Duggar had an RBI double in Game One of the doubleheader, and these were his first three runs batted in of the season. He had three RBIs in 21 games and 36 plate appearances last year. (And what the Giants might have liked more than his RBI single was his seventh-inning bunt hit.)
Flores provided some insurance by hooking his second homer of the year down the left-field line, a two-run shot in the sixth that gave him four RBIs on the day.
Duggar comes up clutch pic.twitter.com/HmZm1BBRwK
— SF Giants on NBCS (@NBCSGiants) May 5, 2021
As it turned out, a rainy Coors Field threw cold water on their surge. They wasted several opportunities and were twice thrown out on the bases through four innings, and a C.J. Cron two-run blast in the fourth tied the game at 2.
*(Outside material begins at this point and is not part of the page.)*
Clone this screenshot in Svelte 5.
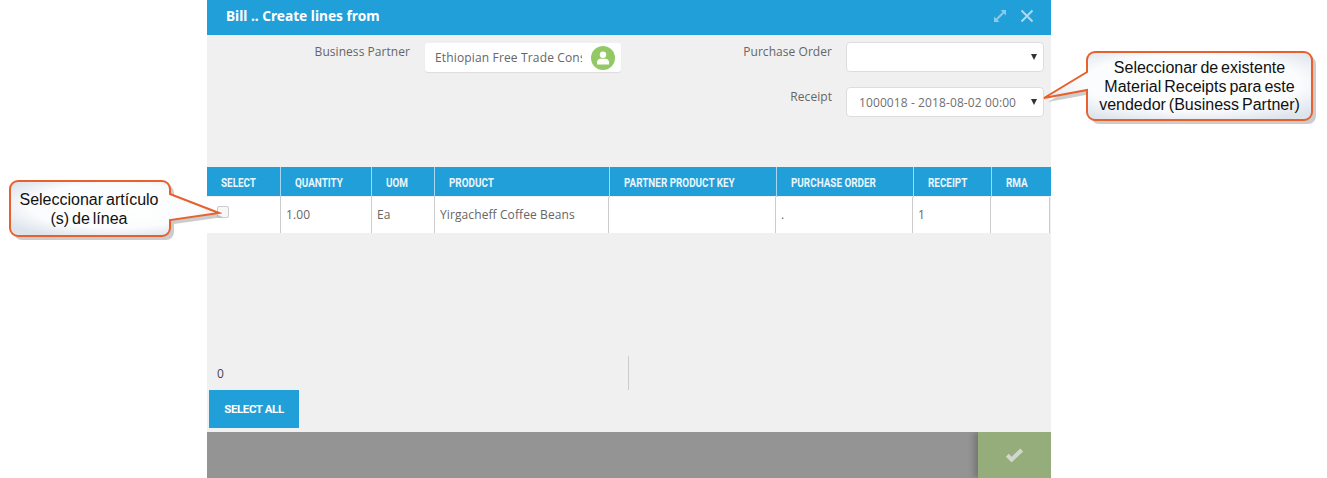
<script>
  const headers = [
    { label: 'SELECT' },
    { label: 'QUANTITY' },
    { label: 'UOM' },
    { label: 'PRODUCT' },
    { label: 'PARTNER PRODUCT KEY' },
    { label: 'PURCHASE ORDER' },
    { label: 'RECEIPT' },
    { label: 'RMA' }
  ];
  const row = ['1.00', 'Ea', 'Yirgacheff Coffee Beans', '', '.', '1', ''];
</script>

<div class="page">
  <div class="modal">
    <header class="title">
      <span class="title-text">Bill .. Create lines from</span>
      <span class="title-icons">
        <svg width="14" height="14" viewBox="0 0 14 14">
          <path d="M7.500 1H13v5.500zM1 7.500V13h5.500z" fill="#8ccaea"/>
          <path d="M3.500 10.500l7-7" stroke="#8ccaea" stroke-width="2" fill="none"/>
        </svg>
        <svg width="14" height="14" viewBox="0 0 14 14">
          <path d="M1.500 1.500l11 11M12.500 1.500l-11 11" stroke="#aed9f0" stroke-width="2" fill="none"/>
        </svg>
      </span>
    </header>

    <section class="form">
      <div class="form-left">
        <span class="label partner-label">Business Partner</span>
        <div class="partner">
          <span class="partner-text">Ethiopian Free Trade Consortium</span>
          <span class="partner-icon">
            <svg width="14" height="14" viewBox="0 0 14 14">
              <circle cx="7" cy="3.800" r="3.200" fill="#fff"/>
              <path d="M1 13.500v-2.500c0-2 1.600-3.300 3.500-3.300h5c1.900 0 3.500 1.300 3.500 3.300v2.500z" fill="#fff"/>
            </svg>
          </span>
        </div>
      </div>
      <div class="form-right">
        <span class="label">Purchase Order</span>
        <div class="select"><span></span><i class="caret"></i></div>
        <span class="label">Receipt</span>
        <div class="select"><span>1000018 - 2018-08-02 00:00</span><i class="caret"></i></div>
      </div>
    </section>

    <div class="thead">
      {#each headers as h}
        <div class="th"><span class="th-label">{h.label}</span></div>
      {/each}
    </div>
    <div class="tbody">
      <div class="td"><span class="check"></span></div>
      {#each row as cell}
        <div class="td">{cell}</div>
      {/each}
    </div>

    <div class="spacer"></div>

    <div class="status">
      <span class="count">0</span>
      <span class="divider"></span>
    </div>
    <button class="select-all">SELECT ALL</button>

    <footer class="footer">
      <div class="ok">
        <svg width="19" height="15" viewBox="2 0 16 13">
          <path d="M2.500 7.500l5 5 10-9.500-2.500-2.500-7.500 7-2.500-2.500z" fill="#d2d6ce"/>
        </svg>
      </div>
    </footer>
  </div>

  <div class="callout callout-left">
    <svg class="bubble" width="215" height="68" viewBox="0 0 215 68">
      <defs>
        <radialGradient id="fillLeft" cx="0.5" cy="0.45" r="0.62">
          <stop offset="0" stop-color="#ffffff"/>
          <stop offset="0.65" stop-color="#fbfcfd"/>
          <stop offset="1" stop-color="#dde4ec"/>
        </radialGradient>
      </defs>
      <path d="M11 2h144a8 8 0 0 1 8 8v5l49 19-49 7v8a8 8 0 0 1-8 8H11a8 8 0 0 1-8-8V10a8 8 0 0 1 8-8z" transform="translate(4 4)" fill="#9a9a9a" opacity="0.5"/>
      <path d="M11 2h144a8 8 0 0 1 8 8v5l49 19-49 7v8a8 8 0 0 1-8 8H11a8 8 0 0 1-8-8V10a8 8 0 0 1 8-8z" fill="url(#fillLeft)" stroke="#e8602c" stroke-width="2"/>
    </svg>
    <p class="callout-text left-text">Seleccionar artículo<br />(s) de línea</p>
  </div>

  <div class="callout callout-right">
    <svg class="bubble" width="280" height="80" viewBox="0 0 280 80">
      <defs>
        <radialGradient id="fillRight" cx="0.55" cy="0.45" r="0.62">
          <stop offset="0" stop-color="#ffffff"/>
          <stop offset="0.65" stop-color="#fbfcfd"/>
          <stop offset="1" stop-color="#dde4ec"/>
        </radialGradient>
      </defs>
      <path d="M54 2h209a8 8 0 0 1 8 8v52a8 8 0 0 1-8 8H54a8 8 0 0 1-8-8V40l-43 8 43-26V10a8 8 0 0 1 8-8z" transform="translate(4 4)" fill="#9a9a9a" opacity="0.5"/>
      <path d="M54 2h209a8 8 0 0 1 8 8v52a8 8 0 0 1-8 8H54a8 8 0 0 1-8-8V40l-43 8 43-26V10a8 8 0 0 1 8-8z" fill="url(#fillRight)" stroke="#e8602c" stroke-width="2"/>
    </svg>
    <p class="callout-text right-text">Seleccionar de existente<br />Material Receipts para este<br />vendedor (Business Partner)</p>
  </div>
</div>

<style>
  :global(body) {
    margin: 0;
    background: #fff;
  }

  .page {
    position: relative;
    width: 1327px;
    height: 478px;
    overflow: hidden;
    font-family: "Open Sans", sans-serif;
  }

  .modal {
    margin-left: 207px;
    width: 844px;
    height: 478px;
    display: flex;
    flex-direction: column;
    background: #f0f0f0;
  }

  .title {
    flex: none;
    height: 35px;
    padding: 0 17px 0 19px;
    display: flex;
    align-items: center;
    justify-content: space-between;
    background: #219fd9;
    color: #fff;
  }

  .title-text {
    font-family: "Noto Sans", sans-serif;
    font-size: 13.700px;
    font-weight: 700;
    margin-top: -4px;
  }

  .title-icons {
    display: flex;
    gap: 13px;
    align-items: center;
    margin-top: -3px;
  }

  .form {
    flex: none;
    height: 132px;
    display: flex;
  }

  .form-left {
    width: 414px;
    padding-top: 8px;
    display: flex;
    justify-content: flex-end;
    gap: 15px;
    box-sizing: border-box;
  }

  .label {
    font-size: 12px;
    letter-spacing: 0.05px;
    color: #666;
    line-height: 16px;
    text-align: right;
    margin-top: 1px;
  }

  .form-right .label {
    margin-top: 1px;
    padding-top: 1px;
  }

  .partner {
    width: 196px;
    height: 29px;
    box-sizing: border-box;
    display: flex;
    align-items: center;
    justify-content: space-between;
    padding: 0 6px 0 10px;
    background: #fff;
    border-radius: 3px;
    box-shadow: 0 1px 1px #ddd;
  }

  .partner-text {
    width: 147px;
    overflow: hidden;
    white-space: nowrap;
    font-size: 12px;
    letter-spacing: 0.15px;
    color: #666;
  }

  .partner-icon {
    width: 24px;
    height: 24px;
    border-radius: 50%;
    background: #92c964;
    display: flex;
    align-items: center;
    justify-content: center;
  }

  .form-right {
    margin-left: 110px;
    padding-top: 7px;
    display: grid;
    grid-template-columns: 101px 198px;
    grid-auto-rows: 30px;
    row-gap: 15px;
    column-gap: 14px;
    align-content: start;
  }

  .select {
    box-sizing: border-box;
    height: 30px;
    display: flex;
    align-items: center;
    justify-content: space-between;
    padding: 0 6px 0 12px;
    background: #fff;
    border: 1px solid #ddd;
    border-radius: 4px;
    font-size: 12px;
    letter-spacing: 0.1px;
    color: #707070;
  }

  .caret {
    width: 0;
    height: 0;
    border-left: 3px solid transparent;
    border-right: 3px solid transparent;
    border-top: 6px solid #333;
  }

  .thead {
    flex: none;
    height: 29px;
    display: grid;
    grid-template-columns: 74px 91px 63px 175px 167px 137px 78px 59px;
    background: #219fd9;
  }

  .th {
    box-sizing: border-box;
    padding-left: 14px;
    border-right: 1px solid #a8d7ef;
    font-family: Roboto, sans-serif;
    font-size: 12.500px;
    font-weight: 700;
    line-height: 31px;
    color: #e9f5fb;
    white-space: nowrap;
  }

  .th:last-child {
    border-right: none;
  }

  /* the original face is condensed, none is installed */
  .th-label {
    display: inline-block;
    transform: scaleX(0.79);
    transform-origin: left center;
  }

  .tbody {
    flex: none;
    margin-top: 1px;
    height: 36px;
    width: 843px;
    display: grid;
    grid-template-columns: 74px 91px 63px 174px 167px 137px 78px 59px;
    background: #fff;
  }

  .td {
    box-sizing: border-box;
    padding-left: 5px;
    border-right: 1px solid #ccc;
    font-size: 12px;
    letter-spacing: 0.1px;
    line-height: 36px;
    color: #666;
  }

  .check {
    display: block;
    width: 12px;
    height: 12px;
    margin: 9px 0 0 5px;
    box-sizing: border-box;
    border: 1px solid #ccc;
    border-radius: 2px;
    background: #f7f7f7;
  }

  .spacer {
    flex: 1;
  }

  .status {
    flex: none;
    height: 34px;
    display: flex;
    align-items: center;
  }

  .count {
    width: 421px;
    padding-left: 10px;
    box-sizing: border-box;
    font-size: 12px;
    color: #444;
    margin-top: 1px;
  }

  .divider {
    width: 1px;
    height: 34px;
    background: #ccc;
  }

  .select-all {
    flex: none;
    width: 90px;
    height: 38px;
    margin: 0 0 4px 2px;
    padding: 0;
    border: none;
    background: #219fd9;
    color: #fff;
    font-family: Roboto, sans-serif;
    font-size: 11.500px;
    font-weight: 700;
    letter-spacing: -0.4px;
  }

  .footer {
    flex: none;
    height: 46px;
    display: flex;
    justify-content: flex-end;
    overflow: hidden;
    background: #949494;
  }

  .ok {
    width: 73px;
    display: flex;
    align-items: center;
    justify-content: center;
    background: #94ad7b;
    box-shadow: -4px 0 6px rgba(60, 60, 60, 0.35);
  }

  .callout {
    position: absolute;
  }

  .bubble {
    display: block;
  }

  .callout-left {
    left: 7px;
    top: 179px;
    width: 215px;
    height: 68px;
  }

  .callout-right {
    left: 1041px;
    top: 50px;
    width: 280px;
    height: 80px;
  }

  .callout-text {
    position: absolute;
    margin: 0;
    font-family: "Liberation Sans", Arial, sans-serif;
    font-size: 16px;
    word-spacing: -1.500px;
    line-height: 18.500px;
    color: #111;
    text-align: center;
    white-space: nowrap;
  }

  .left-text {
    left: 2px;
    width: 160px;
    top: 12px;
  }

  .right-text {
    left: 46px;
    width: 225px;
    top: 9px;
  }
</style>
Both of Tuesday’s games started off the same way: with first-inning shots from Brandon Belt. In the second tilt, he lined one rather than skied one, just clearing the right-field wall to put the Giants up 2-0. Belt had struck out in eight straight games before Game One of the doubleheader and was batting .200 with 14 strikeouts in the span. On Tuesday, he went 4-for-7 with two dingers and seven RBIs.
The offense nearly made a more-human Alex Wood record a victory. He matched his season high by allowing two runs — on the Cron homer that came from a hanging slider — and was not especially sharp over five innings, in which he allowed four hits and walked two. Still, without his best stuff he limited an offense at Coors Field.
In between games, Gabe Kapler acknowledged they were just trying to get to Thursday’s off day healthy enough; Tommy La Stella, Donovan Solano and Mike Yastrzemski are on the IL; Brandon Crawford had missed consecutive games with a calf contusion before starting in the first tilt and taking over in the later innings in the second. And his second-game fill-in had a second-inning scare.
Dubon got drilled in the hand by an 86-mph Ryan Castellani changeup and continually shook that hand, in clear pain while Giants trainers looked at him and put him through grip tests. Apparently he was OK to stay in, though he was thrown out at second on a steal attempt on which he slid feet first, perhaps shielding his hand. He later shifted to center field when Crawford entered for shortstop defense.